Update (2024-11-25)

There’s been a “game” going semi-viral recently called “Do Not Find the Fox”. It’s pretty simple: You randomly select and place letter tiles, in order, and if you place all of them without ever spelling “fox” in any direction, you win.

It’s not really a game, though. You have no agency outside of randomly choosing which of the face-down tiles to place, but since they’re randomly shuffled your choice does not matter. The creator of this “game” (Alex Cheddar) has made a video on the exact probability of winning no matter the strategy.

So if it’s not a game due to a lack of agency, what if we made it into a game by giving the player more agency? What if, instead of placing tiles in order from left to right, top to bottom, they placed them wherever they wanted! A player’s move would consist of first taking a face-down tile, then picking where to place it (without knowing what it is), then revealing what letter they just placed. This would surely have more depth to it, right? As it turns out, no.
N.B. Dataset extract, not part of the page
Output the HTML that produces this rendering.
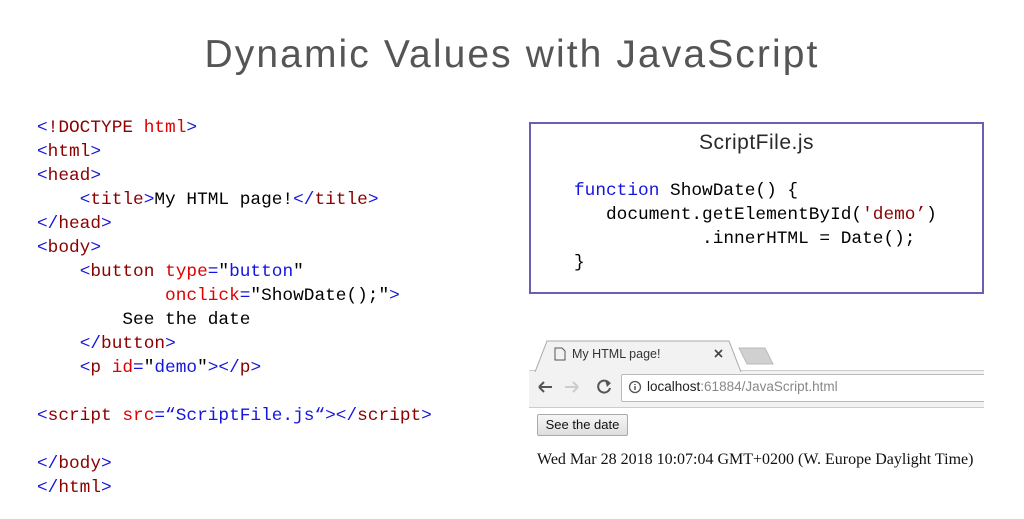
<!DOCTYPE html>
<html><head><style>
body{margin:0;width:1024px;height:519px;background:#fff;position:relative;overflow:hidden;font-family:"Liberation Sans",sans-serif}
.t{position:absolute;left:0;width:1024px;top:33px;text-align:center;font-size:39px;color:#555;letter-spacing:2.1px}
pre{margin:0;position:absolute;font-family:"Liberation Mono",monospace;font-size:17.8px;line-height:24px;color:#000}
.b{color:#1515e0}.m{color:#8b0000}.r{color:#e00000}
.box{position:absolute;left:529px;top:122px;width:451px;height:168px;border:2px solid #6a5fb5}
.bt{position:absolute;left:0;width:100%;top:7px;text-align:center;font-size:21px;color:#2a2a2a;letter-spacing:0.5px}
</style></head><body>
<div class="t">Dynamic Values with JavaScript</div>
<pre style="left:37px;top:116px"><span class="b">&lt;</span><span class="m">!DOCTYPE</span> <span class="r">html</span><span class="b">&gt;</span>
<span class="b">&lt;</span><span class="m">html</span><span class="b">&gt;</span>
<span class="b">&lt;</span><span class="m">head</span><span class="b">&gt;</span>
    <span class="b">&lt;</span><span class="m">title</span><span class="b">&gt;</span>My HTML page!<span class="b">&lt;/</span><span class="m">title</span><span class="b">&gt;</span>
<span class="b">&lt;/</span><span class="m">head</span><span class="b">&gt;</span>
<span class="b">&lt;</span><span class="m">body</span><span class="b">&gt;</span>
    <span class="b">&lt;</span><span class="m">button</span> <span class="r">type</span><span class="b">=</span>"<span class="b">button</span>"
            <span class="r">onclick</span><span class="b">=</span>"ShowDate();"<span class="b">&gt;</span>
        See the date
    <span class="b">&lt;/</span><span class="m">button</span><span class="b">&gt;</span>
    <span class="b">&lt;</span><span class="m">p</span> <span class="r">id</span><span class="b">=</span>"<span class="b">demo</span>"<span class="b">&gt;&lt;/</span><span class="m">p</span><span class="b">&gt;</span>

<span class="b">&lt;</span><span class="m">script</span> <span class="r">src</span><span class="b">=“ScriptFile.js“&gt;&lt;/</span><span class="m">script</span><span class="b">&gt;</span>

<span class="b">&lt;/</span><span class="m">body</span><span class="b">&gt;</span>
<span class="b">&lt;/</span><span class="m">html</span><span class="b">&gt;</span></pre>
<div class="box"><div class="bt">ScriptFile.js</div></div>
<pre style="left:574px;top:179px"><span class="b">function</span> ShowDate() {
   document.getElementById(<span class="m">'demo’</span>)
            .innerHTML = Date();
}</pre>
<div style="position:absolute;left:529px;top:370px;width:455px;height:36px;background:#f2f2f2;border-top:1px solid #ccc;border-bottom:1px solid #ccc"></div>
<svg style="position:absolute;left:529px;top:336px" width="250" height="36"><path d="M6 36 L18 5 L200 5 L212 36" fill="#f2f2f2" stroke="#aaa"/><path d="M210 12 L236 12 L244 28 L218 28Z" fill="#d0d0d0" stroke="#bbb"/><path d="M26 12h7l3 3v9h-10z" fill="none" stroke="#555"/><path d="M186 14l7 7M193 14l-7 7" stroke="#444" stroke-width="1.6"/></svg>
<div style="position:absolute;left:572px;top:347px;font-size:12.5px;color:#333">My HTML page!</div>
<svg style="position:absolute;left:535px;top:376px" width="90" height="24"><path d="M4 11h13M4 11l5-5M4 11l5 5" stroke="#555" stroke-width="2" fill="none"/><path d="M30 11h13M43 11l-5-5M43 11l-5 5" stroke="#ccc" stroke-width="2" fill="none"/><path d="M74 7a6 6 0 1 0 1 5" stroke="#555" stroke-width="2" fill="none"/><path d="M70 4l6 3-4 4z" fill="#555"/></svg>
<div style="position:absolute;left:621px;top:374px;width:370px;height:26px;background:#fff;border:1px solid #bbb;border-radius:2px"></div>
<svg style="position:absolute;left:628px;top:380px" width="14" height="14"><circle cx="7" cy="7" r="5.5" fill="none" stroke="#555" stroke-width="1.3"/><path d="M7 6v4M7 4v1" stroke="#555" stroke-width="1.5"/></svg>
<div style="position:absolute;left:647px;top:379px;font-size:13.5px;color:#222">localhost<span style="color:#888">:61884/JavaScript.html</span></div>
<div style="position:absolute;left:984px;top:360px;width:40px;height:60px;background:#fff"></div>
<div style="position:absolute;left:537px;top:414px;width:89px;height:20px;border:1px solid #aaa;border-radius:2px;background:linear-gradient(#f6f6f6,#dedede);font-size:13px;line-height:20px;text-align:center;color:#111">See the date</div>
<div style="position:absolute;left:537px;top:451px;font-family:'Liberation Serif',serif;font-size:16px;color:#111">Wed Mar 28 2018 10:07:04 GMT+0200 (W. Europe Daylight Time)</div>
</body></html>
Even though we gave the player more choices, none of them matter, the chances of winning stay the same no matter what strategy they pick (so they can’t even intentionally lose). The rest of this post is a proof of that.


Notation: For brevity, we’ll call the original “Do Not Find the Fox” game “fox 1” and our new variant “fox 2”.

Definition: In both fox 1 and fox 2, we’ll say the player places all of their tiles before declaring a victory or loss. This does not change the game outcomes (which is why you normally don’t do that and just stop early), but it simplifies the math.

Definition: A strategy for fox 2 is a function that takes in the current board state (placed tiles and what letters they are) and returns a whole number between 1 and 16 indicating where to play a tile next. We’ll only be considering legal strategies (strategies whose output is always a legal move), and we’ll also imagine the player takes face-down tiles in order.

Note: Fox 1 is a variant of fox 2 where the player is forced to use the strategy f(n)=n+1, where n is the number of placed tiles in the board state so far.

Theorem: In fox 2, any two strategies have the same likelihood of resulting in any specific final board state.

Proof: We’ll first write a number on each of the tiles, 1 through 16, next to the tile’s letter. This number will be written in “invisible ink”, meaning we will not show it to the player and it will not affect their strategy. For any final board state (assignment of F,O,X to the board), there is a set of possible assignments of the hidden numbers 1 through 16 that would be consistent with said board state (“consistent” here meaning not contradicting the earlier assignment of numbers to tiles we did earlier). Call these the “hidden states”.

Lemma: Given any specific hidden state h and player strategy f, there is exactly one shuffling of the tiles that could have produced it.

Proof: The strategy f on the empty board picks a spot to place a tile. In the hidden state h that tile has a specific invisible number, so the shuffling must have that tile as its first tile. The player places it, and then the strategy f picks another spot to place a tile. In the hidden state that tile also has a specific invisible number, so the shuffling must have that tile as its second tile. The player places it, etc. etc. At no point in this process does the shuffling have any choice on what tile to produce next, so it is completely determined by the strategy and final hidden state.

For any two different hidden states h1 and h2 of the same state, the strategy f behaves identically on both hidden states and asks for the same placement order. Since the hidden states that result are different, the shufflings that produced them must also be different. Thus if a state has N hidden states, there are exactly N shufflings that produce it, regardless of the player strategy f. As the probability of a state occuring is proportional to the number of shufflings that produce it, this means the probability of the state occuring does not depend on f.

Theorem: In fox 2, any two strategies have the same likelihood of winning.

Proof: The likelihood of winning is the likelihood of getting any of the winning states, which is the sum of likelihoods of getting each of those states individually. As the strategy chosen does not affect any of those probabilities, it doesn’t affect the sum, either.